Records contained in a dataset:
***

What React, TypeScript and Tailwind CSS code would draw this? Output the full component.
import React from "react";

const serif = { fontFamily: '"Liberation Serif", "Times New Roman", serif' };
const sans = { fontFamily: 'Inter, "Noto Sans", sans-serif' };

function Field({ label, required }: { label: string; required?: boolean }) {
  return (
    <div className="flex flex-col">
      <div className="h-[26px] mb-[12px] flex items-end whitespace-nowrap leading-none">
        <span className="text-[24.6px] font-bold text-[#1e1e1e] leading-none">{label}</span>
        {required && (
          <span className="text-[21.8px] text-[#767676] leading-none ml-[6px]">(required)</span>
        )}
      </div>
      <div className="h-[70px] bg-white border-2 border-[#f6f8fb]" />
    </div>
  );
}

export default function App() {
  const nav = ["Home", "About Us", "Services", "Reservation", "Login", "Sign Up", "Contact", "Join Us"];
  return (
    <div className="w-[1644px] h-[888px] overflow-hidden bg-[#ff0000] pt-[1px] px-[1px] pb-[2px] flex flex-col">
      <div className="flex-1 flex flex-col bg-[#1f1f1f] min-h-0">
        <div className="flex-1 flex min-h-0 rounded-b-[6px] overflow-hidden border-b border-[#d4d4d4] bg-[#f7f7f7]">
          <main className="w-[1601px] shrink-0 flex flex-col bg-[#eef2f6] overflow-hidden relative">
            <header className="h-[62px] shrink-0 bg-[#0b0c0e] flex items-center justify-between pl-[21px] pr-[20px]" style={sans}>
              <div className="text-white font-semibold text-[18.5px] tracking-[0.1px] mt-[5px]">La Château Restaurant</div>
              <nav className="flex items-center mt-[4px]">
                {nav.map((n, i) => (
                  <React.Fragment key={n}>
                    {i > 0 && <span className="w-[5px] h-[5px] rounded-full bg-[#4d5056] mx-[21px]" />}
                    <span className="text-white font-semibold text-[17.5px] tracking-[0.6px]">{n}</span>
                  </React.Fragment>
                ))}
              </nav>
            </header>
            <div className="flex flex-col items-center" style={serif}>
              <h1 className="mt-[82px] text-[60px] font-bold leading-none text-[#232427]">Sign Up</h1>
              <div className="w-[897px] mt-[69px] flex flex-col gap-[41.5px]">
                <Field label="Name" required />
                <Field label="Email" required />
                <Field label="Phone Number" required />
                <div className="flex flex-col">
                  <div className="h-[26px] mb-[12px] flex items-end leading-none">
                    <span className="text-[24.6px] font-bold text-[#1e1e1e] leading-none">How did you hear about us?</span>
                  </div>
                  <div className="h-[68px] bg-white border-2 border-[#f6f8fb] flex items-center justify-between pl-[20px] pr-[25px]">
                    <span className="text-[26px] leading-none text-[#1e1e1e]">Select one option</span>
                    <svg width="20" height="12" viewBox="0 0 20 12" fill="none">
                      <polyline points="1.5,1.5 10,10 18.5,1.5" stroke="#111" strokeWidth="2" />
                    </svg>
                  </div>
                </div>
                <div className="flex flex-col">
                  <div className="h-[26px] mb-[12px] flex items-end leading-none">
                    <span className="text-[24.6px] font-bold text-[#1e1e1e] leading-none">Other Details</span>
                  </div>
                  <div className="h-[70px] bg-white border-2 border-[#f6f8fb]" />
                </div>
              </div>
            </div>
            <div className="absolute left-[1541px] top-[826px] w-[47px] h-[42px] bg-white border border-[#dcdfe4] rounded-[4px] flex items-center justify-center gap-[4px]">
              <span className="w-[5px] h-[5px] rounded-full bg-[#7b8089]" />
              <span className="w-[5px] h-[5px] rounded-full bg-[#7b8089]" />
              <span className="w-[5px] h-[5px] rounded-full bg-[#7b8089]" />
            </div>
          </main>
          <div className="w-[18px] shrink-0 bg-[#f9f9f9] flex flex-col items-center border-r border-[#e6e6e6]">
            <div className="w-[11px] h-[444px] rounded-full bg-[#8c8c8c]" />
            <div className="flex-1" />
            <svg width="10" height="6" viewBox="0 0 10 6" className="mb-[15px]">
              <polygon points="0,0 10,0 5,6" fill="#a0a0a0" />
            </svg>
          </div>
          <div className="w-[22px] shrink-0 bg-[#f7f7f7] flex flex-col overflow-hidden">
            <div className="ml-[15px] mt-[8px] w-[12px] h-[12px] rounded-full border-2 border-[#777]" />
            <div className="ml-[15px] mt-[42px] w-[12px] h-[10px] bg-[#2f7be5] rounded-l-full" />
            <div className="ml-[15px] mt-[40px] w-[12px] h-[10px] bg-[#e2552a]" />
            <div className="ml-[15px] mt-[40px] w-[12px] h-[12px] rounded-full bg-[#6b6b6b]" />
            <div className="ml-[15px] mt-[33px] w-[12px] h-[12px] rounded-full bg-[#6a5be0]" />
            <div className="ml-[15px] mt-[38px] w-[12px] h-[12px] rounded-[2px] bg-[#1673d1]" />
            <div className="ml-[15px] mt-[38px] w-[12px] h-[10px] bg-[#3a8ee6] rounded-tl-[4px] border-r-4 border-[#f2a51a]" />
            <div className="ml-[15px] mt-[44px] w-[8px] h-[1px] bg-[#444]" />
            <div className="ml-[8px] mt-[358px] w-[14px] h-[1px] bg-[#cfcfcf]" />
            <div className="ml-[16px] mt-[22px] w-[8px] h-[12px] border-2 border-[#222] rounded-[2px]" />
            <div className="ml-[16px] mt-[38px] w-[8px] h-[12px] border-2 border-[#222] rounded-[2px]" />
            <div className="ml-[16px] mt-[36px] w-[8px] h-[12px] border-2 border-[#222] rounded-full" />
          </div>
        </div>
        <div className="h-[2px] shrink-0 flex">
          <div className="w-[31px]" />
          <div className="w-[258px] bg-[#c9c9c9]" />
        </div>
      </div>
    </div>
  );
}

***

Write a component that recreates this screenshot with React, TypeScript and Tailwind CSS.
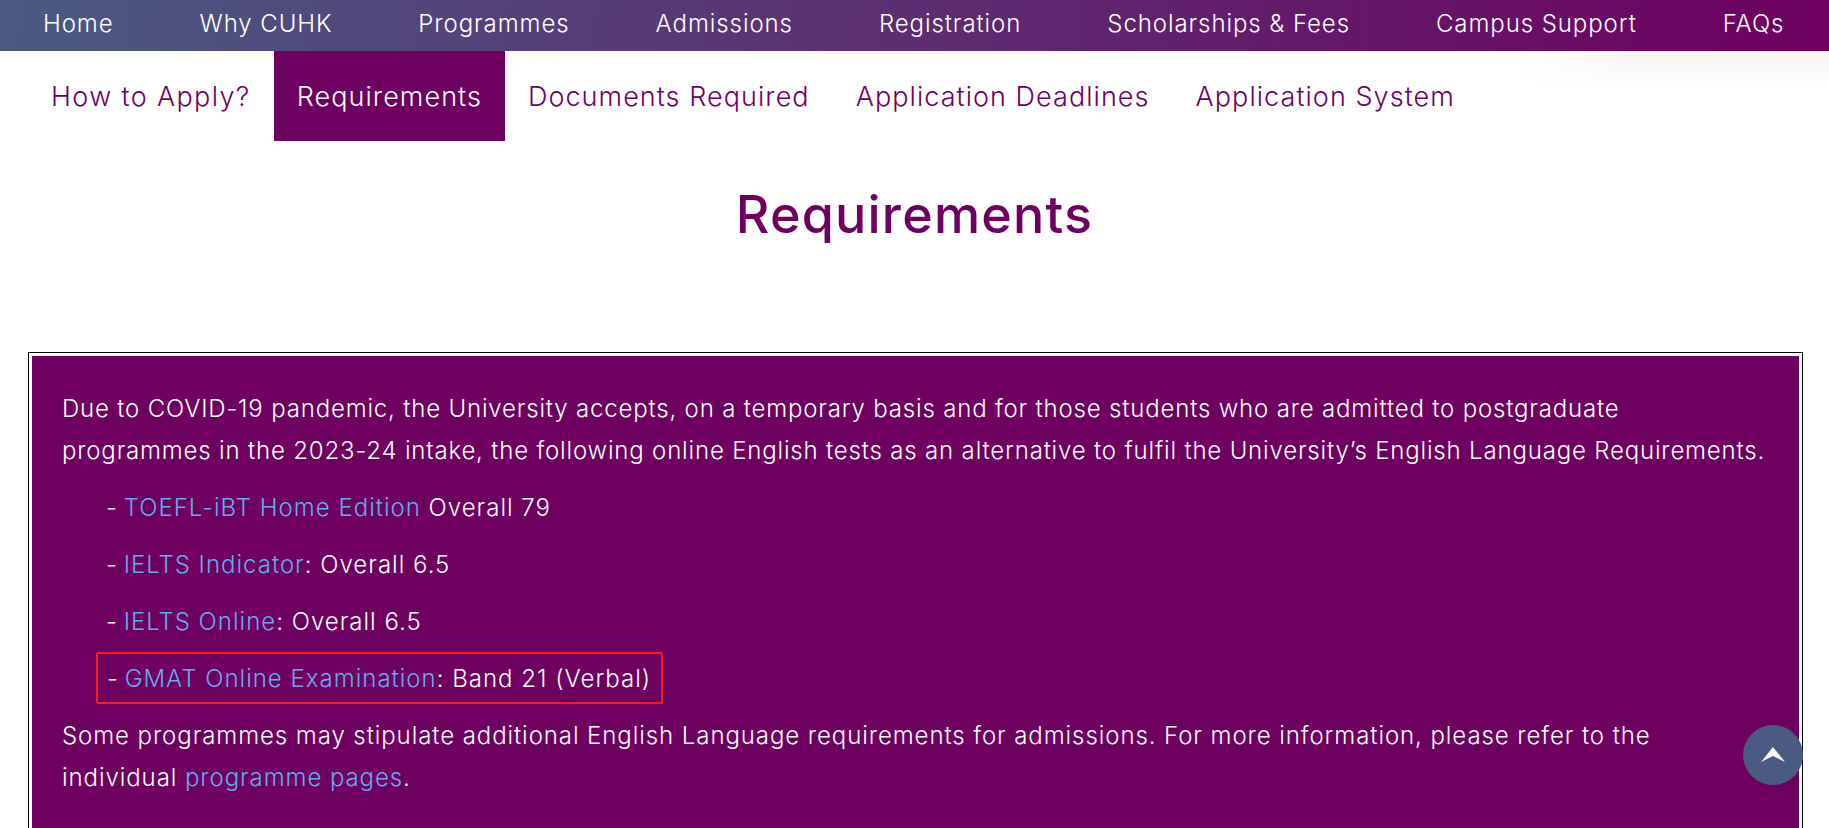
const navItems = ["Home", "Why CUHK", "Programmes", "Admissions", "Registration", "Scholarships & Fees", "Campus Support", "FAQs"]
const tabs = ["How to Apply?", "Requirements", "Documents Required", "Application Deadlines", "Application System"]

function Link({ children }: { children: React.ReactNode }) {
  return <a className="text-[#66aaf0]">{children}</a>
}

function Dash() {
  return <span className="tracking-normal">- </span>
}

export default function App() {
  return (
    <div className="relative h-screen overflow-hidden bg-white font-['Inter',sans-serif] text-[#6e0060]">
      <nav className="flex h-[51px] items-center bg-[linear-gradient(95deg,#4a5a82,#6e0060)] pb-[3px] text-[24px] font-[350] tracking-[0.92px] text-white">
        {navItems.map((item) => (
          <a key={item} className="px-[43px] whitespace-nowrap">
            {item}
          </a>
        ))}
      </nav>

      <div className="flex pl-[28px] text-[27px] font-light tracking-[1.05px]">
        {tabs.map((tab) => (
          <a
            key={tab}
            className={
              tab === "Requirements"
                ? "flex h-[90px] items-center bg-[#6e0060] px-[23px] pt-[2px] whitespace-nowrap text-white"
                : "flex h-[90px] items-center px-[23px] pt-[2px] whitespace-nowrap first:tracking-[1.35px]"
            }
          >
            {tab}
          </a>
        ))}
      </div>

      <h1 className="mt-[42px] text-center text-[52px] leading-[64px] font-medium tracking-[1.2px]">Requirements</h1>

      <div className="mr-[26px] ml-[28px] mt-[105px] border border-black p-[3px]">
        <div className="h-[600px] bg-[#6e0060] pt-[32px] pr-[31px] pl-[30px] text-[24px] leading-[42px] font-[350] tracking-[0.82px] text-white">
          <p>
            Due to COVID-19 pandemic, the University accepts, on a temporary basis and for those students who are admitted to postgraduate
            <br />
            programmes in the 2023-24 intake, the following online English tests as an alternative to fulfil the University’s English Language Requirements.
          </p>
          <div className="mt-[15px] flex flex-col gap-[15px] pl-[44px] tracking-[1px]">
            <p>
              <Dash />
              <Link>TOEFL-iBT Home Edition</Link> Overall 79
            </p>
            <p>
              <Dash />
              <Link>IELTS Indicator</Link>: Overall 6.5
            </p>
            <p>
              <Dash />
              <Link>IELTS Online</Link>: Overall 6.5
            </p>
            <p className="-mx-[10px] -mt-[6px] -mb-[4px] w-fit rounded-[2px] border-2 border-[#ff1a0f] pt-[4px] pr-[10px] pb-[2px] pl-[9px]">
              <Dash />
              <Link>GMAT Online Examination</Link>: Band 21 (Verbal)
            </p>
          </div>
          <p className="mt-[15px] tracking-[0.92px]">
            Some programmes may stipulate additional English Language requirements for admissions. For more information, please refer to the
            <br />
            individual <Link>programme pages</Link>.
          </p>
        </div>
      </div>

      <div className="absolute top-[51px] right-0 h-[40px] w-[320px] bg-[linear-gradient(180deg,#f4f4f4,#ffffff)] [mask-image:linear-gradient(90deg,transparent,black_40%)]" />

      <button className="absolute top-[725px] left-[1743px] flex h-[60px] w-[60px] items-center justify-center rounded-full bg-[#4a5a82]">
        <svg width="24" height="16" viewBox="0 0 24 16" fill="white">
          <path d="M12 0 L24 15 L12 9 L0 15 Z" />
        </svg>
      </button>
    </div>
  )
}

***

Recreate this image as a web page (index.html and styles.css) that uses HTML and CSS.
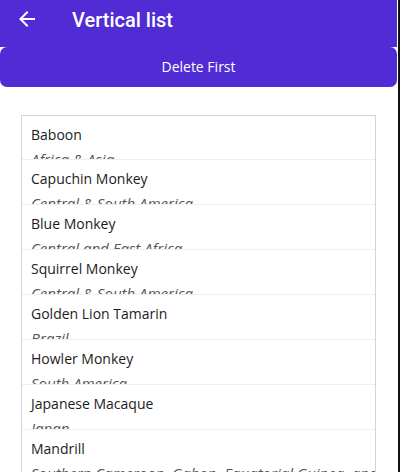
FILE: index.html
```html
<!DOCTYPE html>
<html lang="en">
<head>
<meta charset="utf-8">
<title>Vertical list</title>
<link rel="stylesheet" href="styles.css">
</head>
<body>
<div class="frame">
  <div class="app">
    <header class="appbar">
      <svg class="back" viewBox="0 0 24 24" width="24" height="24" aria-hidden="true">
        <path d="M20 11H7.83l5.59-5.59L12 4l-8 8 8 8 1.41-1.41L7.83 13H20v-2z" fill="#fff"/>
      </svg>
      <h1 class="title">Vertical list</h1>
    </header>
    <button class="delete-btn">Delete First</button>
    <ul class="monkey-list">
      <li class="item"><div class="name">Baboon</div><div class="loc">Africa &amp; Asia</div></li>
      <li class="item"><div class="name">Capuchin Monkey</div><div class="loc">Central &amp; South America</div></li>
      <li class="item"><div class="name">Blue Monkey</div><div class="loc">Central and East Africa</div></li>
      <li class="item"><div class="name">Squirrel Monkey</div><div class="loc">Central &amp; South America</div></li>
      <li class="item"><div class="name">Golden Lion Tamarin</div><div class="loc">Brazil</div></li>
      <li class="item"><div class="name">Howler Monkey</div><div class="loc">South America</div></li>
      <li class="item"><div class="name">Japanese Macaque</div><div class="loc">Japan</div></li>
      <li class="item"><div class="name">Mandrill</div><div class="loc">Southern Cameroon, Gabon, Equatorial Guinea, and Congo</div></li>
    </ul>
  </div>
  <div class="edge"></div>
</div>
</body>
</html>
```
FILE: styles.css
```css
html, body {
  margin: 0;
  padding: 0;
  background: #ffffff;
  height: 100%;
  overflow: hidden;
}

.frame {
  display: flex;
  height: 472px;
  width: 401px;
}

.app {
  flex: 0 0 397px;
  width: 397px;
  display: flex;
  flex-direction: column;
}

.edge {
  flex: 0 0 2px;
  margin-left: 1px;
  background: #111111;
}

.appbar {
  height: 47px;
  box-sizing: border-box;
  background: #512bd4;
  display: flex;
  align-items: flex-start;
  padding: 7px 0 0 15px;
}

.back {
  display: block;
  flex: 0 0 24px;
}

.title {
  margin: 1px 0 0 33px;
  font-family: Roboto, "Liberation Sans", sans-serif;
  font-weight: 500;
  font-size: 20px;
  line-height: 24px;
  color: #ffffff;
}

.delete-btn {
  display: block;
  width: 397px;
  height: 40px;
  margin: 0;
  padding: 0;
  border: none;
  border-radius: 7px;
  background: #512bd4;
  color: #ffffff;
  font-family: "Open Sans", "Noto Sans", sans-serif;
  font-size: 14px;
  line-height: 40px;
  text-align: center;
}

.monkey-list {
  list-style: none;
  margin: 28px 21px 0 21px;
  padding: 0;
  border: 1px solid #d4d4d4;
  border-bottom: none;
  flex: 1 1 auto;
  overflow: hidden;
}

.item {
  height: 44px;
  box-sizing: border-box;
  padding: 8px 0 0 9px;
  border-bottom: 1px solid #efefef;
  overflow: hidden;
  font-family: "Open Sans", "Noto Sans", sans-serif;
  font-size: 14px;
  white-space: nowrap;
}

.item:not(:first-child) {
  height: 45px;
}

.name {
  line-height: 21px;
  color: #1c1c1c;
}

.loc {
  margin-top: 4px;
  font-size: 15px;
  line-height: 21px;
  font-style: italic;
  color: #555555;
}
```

***

Task to complete:
Take out nothing but the lines from the one containing "Write a component" to the one containing "text-center text-[52px] leading-[64px]", inclusive, retyped exactly. Drop the pictures.

Finished answer:
Write a component that recreates this screenshot with React, TypeScript and Tailwind CSS.
const navItems = ["Home", "Why CUHK", "Programmes", "Admissions", "Registration", "Scholarships & Fees", "Campus Support", "FAQs"]
const tabs = ["How to Apply?", "Requirements", "Documents Required", "Application Deadlines", "Application System"]

function Link({ children }: { children: React.ReactNode }) {
  return <a className="text-[#66aaf0]">{children}</a>
}

function Dash() {
  return <span className="tracking-normal">- </span>
}

export default function App() {
  return (
    <div className="relative h-screen overflow-hidden bg-white font-['Inter',sans-serif] text-[#6e0060]">
      <nav className="flex h-[51px] items-center bg-[linear-gradient(95deg,#4a5a82,#6e0060)] pb-[3px] text-[24px] font-[350] tracking-[0.92px] text-white">
        {navItems.map((item) => (
          <a key={item} className="px-[43px] whitespace-nowrap">
            {item}
          </a>
        ))}
      </nav>

      <div className="flex pl-[28px] text-[27px] font-light tracking-[1.05px]">
        {tabs.map((tab) => (
          <a
            key={tab}
            className={
              tab === "Requirements"
                ? "flex h-[90px] items-center bg-[#6e0060] px-[23px] pt-[2px] whitespace-nowrap text-white"
                : "flex h-[90px] items-center px-[23px] pt-[2px] whitespace-nowrap first:tracking-[1.35px]"
            }
          >
            {tab}
          </a>
        ))}
      </div>

      <h1 className="mt-[42px] text-center text-[52px] leading-[64px] font-medium tracking-[1.2px]">Requirements</h1>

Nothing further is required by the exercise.